We are building a repository of caselets (caselet = small case study) to help the beginner data scientists to build up data science problem solving skills using authentic problems and data sources. The caselets will be deployed in an online learning environment where timely feedback and explanation will be provided when users work through the problems. This is part of the CMU Simon Initiative funded project on “Accelerated Apprenticeship” with the goal to teach data science problem solving skills at scale.

A caselet includes following components:

  • Problem context
  • data description (in the form of tabular summary or plots, template will be provided)
  • a list of questions (5-7) multiple choices questions with correct answers and explanations provided a sample caselet write up can be found here. Link

A good caselet will reflect the confusing, pain points or common mistakes a beginner data scientist will typically encouter. Good questions may arise from your own journey of discovery, or with the interactions with mentors.

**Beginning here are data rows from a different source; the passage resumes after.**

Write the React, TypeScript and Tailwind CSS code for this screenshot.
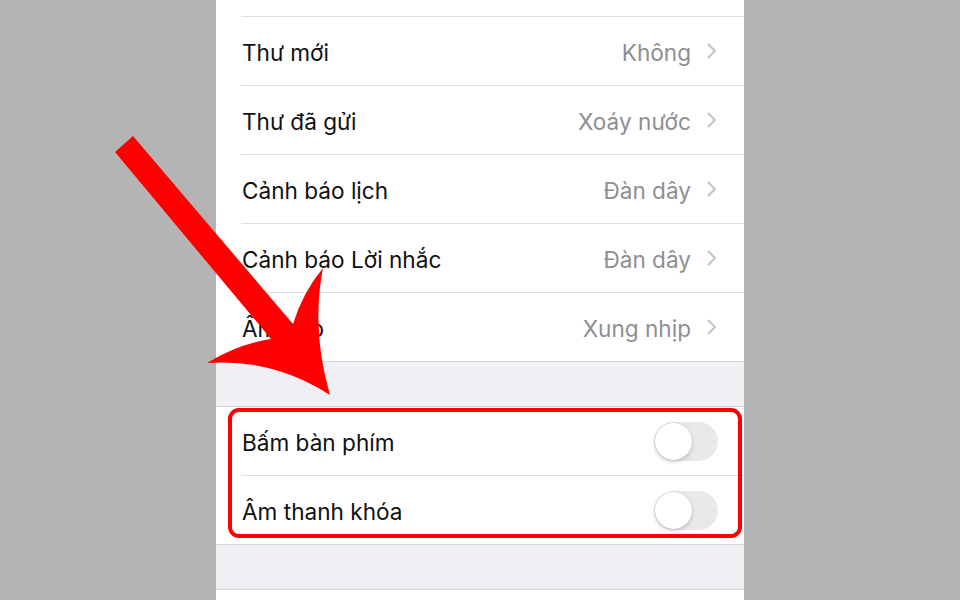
import React from 'react'

type Row = { label: string; value: string }

const soundRows: Row[] = [
    { label: 'Thư mới', value: 'Không' },
    { label: 'Thư đã gửi', value: 'Xoáy nước' },
    { label: 'Cảnh báo lịch', value: 'Đàn dây' },
    { label: 'Cảnh báo Lời nhắc', value: 'Đàn dây' },
    { label: 'Âm báo', value: 'Xung nhịp' },
]

const Chevron = () => (
    <svg width="10" height="16" viewBox="0 0 10 16" className="ml-[16px] shrink-0">
        <path d="M1.5 1.5 L8 8 L1.5 14.5" fill="none" stroke="#c4c4c7" strokeWidth="2" strokeLinecap="round" strokeLinejoin="round" />
    </svg>
)

const Toggle = () => (
    <div className="relative w-[64px] h-[39px] rounded-full bg-[#e9e9eb]">
        <div className="absolute left-[1px] top-[1px] w-[37px] h-[37px] rounded-full bg-white shadow-[0_2px_4px_rgba(0,0,0,0.18),0_0_0_0.5px_rgba(0,0,0,0.06)]" />
    </div>
)

function ValueRow({ row, last }: { row: Row; last?: boolean }) {
    return (
        <div className={last ? 'h-[68px] pl-[25px] bg-white' : 'h-[69px] pl-[25px] bg-white'}>
            <div className={`h-full flex items-center pr-[27px] ${last ? '' : 'border-b border-[#dedee2]'}`}>
                <span className="flex-1 pt-[3px] pl-[1px] text-[22.6px] text-[#111]">{row.label}</span>
                <span className="pt-[3px] text-[22.6px] text-[#8e8e93]">{row.value}</span>
                <Chevron />
            </div>
        </div>
    )
}

function ToggleRow({ label, last }: { label: string; last?: boolean }) {
    return (
        <div className={last ? 'h-[68px] pl-[25px] bg-white' : 'h-[69px] pl-[25px] bg-white'}>
            <div className={`h-full flex items-center pr-[26px] ${last ? '' : 'border-b border-[#dedee2]'}`}>
                <span className="flex-1 pt-[3px] pl-[1px] text-[22.6px] text-[#111]">{label}</span>
                <Toggle />
            </div>
        </div>
    )
}

export default function App() {
    return (
        <div className="relative w-[960px] h-[600px] overflow-hidden bg-[#b4b4b4] font-['Inter',sans-serif]">
            <div className="mx-auto w-[528px] h-full bg-[#efeff4] flex flex-col">
                {/* sounds list, scrolled */}
                <div className="bg-white border-b border-[#d6d6da]">
                    <div className="h-[17px] pl-[25px]">
                        <div className="h-full border-b border-[#dedee2]" />
                    </div>
                    {soundRows.map((row, i) => (
                        <ValueRow key={row.label} row={row} last={i === soundRows.length - 1} />
                    ))}
                </div>

                <div className="h-[44px] shrink-0" />

                <div className="relative bg-white border-y border-[#d6d6da]">
                    <ToggleRow label="Bấm bàn phím" />
                    <ToggleRow label="Âm thanh khóa" last />
                    <div className="absolute left-[12px] top-[1px] w-[514px] h-[130px] rounded-[11px] border-[4px] border-[#ff0000]" />
                </div>

                <div className="h-[44px] shrink-0" />

                <div className="flex-1 bg-white border-t border-[#d6d6da]" />
            </div>

            {/* pointer arrow */}
            <svg className="absolute inset-0 pointer-events-none" width="960" height="600" viewBox="0 0 960 600">
                <path
                    d="M115 152 L133 136 L293 324 Q303 292 323 268 Q311 330 330 395 Q272 358 207 363 Q238 344 271 339 Z"
                    fill="#ff0000"
                />
            </svg>
        </div>
    )
}
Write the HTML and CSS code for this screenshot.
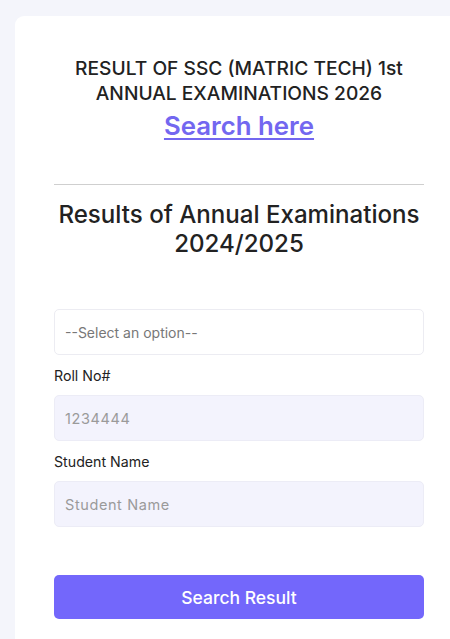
FILE: index.html
```html
<!DOCTYPE html>
<html lang="en">
<head>
<meta charset="utf-8">
<title>Result</title>
<link rel="stylesheet" href="styles.css">
</head>
<body>
<div class="page">
  <div class="card">
    <div class="inner">
      <h3 class="notice">RESULT OF SSC (MATRIC TECH) 1st ANNUAL EXAMINATIONS 2026</h3>
      <a class="search-link" href="#">Search here</a>
      <hr class="divider">
      <h2 class="title">Results of Annual Examinations 2024/2025</h2>
      <form class="form">
        <div class="select-box">--Select an option--</div>
        <label class="label">Roll No#</label>
        <div class="input">1234444</div>
        <label class="label">Student Name</label>
        <div class="input">Student Name</div>
        <button type="button" class="btn">Search Result</button>
      </form>
    </div>
  </div>
</div>
</body>
</html>
```
FILE: styles.css
```css
html, body {
  margin: 0;
  padding: 0;
  overflow: hidden;
  background: #f4f5fb;
  font-family: Inter, "Noto Sans", sans-serif;
  color: #222;
}
.page {
  padding: 16px 0 0 15px;
}
.card {
  background: #fff;
  border-radius: 9px 0 0 0;
  min-height: 640px;
  padding: 40px 0 0 39px;
  box-sizing: border-box;
}
.inner {
  width: 370px;
  text-align: center;
}
.notice {
  margin: 0 -10px;
  font-size: 19.2px;
  line-height: 25px;
  font-weight: 530;
  color: #222;
}
.search-link {
  display: inline-block;
  margin-top: 5px;
  font-size: 25.8px;
  line-height: 30px;
  font-weight: 600;
  color: #7367f0;
  text-decoration: underline;
  text-underline-offset: 3px;
  text-decoration-thickness: 2px;
}
.divider {
  border: 0;
  border-top: 1px solid #cfcfcf;
  margin: 43px 0 0;
}
.title {
  margin: 15px -10px 0;
  font-size: 24.1px;
  line-height: 29px;
  font-weight: 530;
  color: #222;
}
.form {
  margin-top: 51px;
  text-align: left;
  display: flex;
  flex-direction: column;
}
.select-box, .input {
  height: 46px;
  box-sizing: border-box;
  border-radius: 5px;
  padding: 0 10px;
  display: flex;
  align-items: center;
  font-size: 14.5px;
}
.select-box {
  border: 1px solid #ececf2;
  color: #777;
  font-size: 14px;
}
.input {
  background: #f3f3fd;
  border: 1px solid #ececf6;
  color: #9a9a9a;
  letter-spacing: 0.6px;
}
.label {
  font-size: 14.2px;
  line-height: 20px;
  color: #222;
  margin: 11px 0 9px;
}
.btn {
  margin-top: 48px;
  height: 44px;
  border: 0;
  border-radius: 5px;
  background: #7367fb;
  color: #fff;
  font-family: Inter, "Noto Sans", sans-serif;
  font-size: 17.5px;
  font-weight: 500;
  cursor: pointer;
}
```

High quality caselets will be invited to be included into the caselet repository which, after being put into production, will be used by a larger community of data science learners within or outside Carnegie Mellon.

Your caselet will be submitted as a shared google doc.

Deadline

The deadline for submitting both final report and caselet write up is midnight of May 13th.

Grading Criteria

Project Report

  • The understanding of problem
  • The appropraiteness of the method
  • Interpretation of results
  • Clarity of reporting writing
  • Creativity/insight

Caselet Writeup

  • Clarify in presentation
  • Correctness in answer
  • Appropriateness in explanation

All team members receive the same grade unless there is request to grade independently in case of severe unbalanced work load.

Advice

  1. Decide Early! Start Early!
  2. Think along the course what kind of method is applicable and incrementally build up your analysis(you’re welcomed to share with us your work-in-progress and receive feedback)
  3. Enjoy the immersive experience!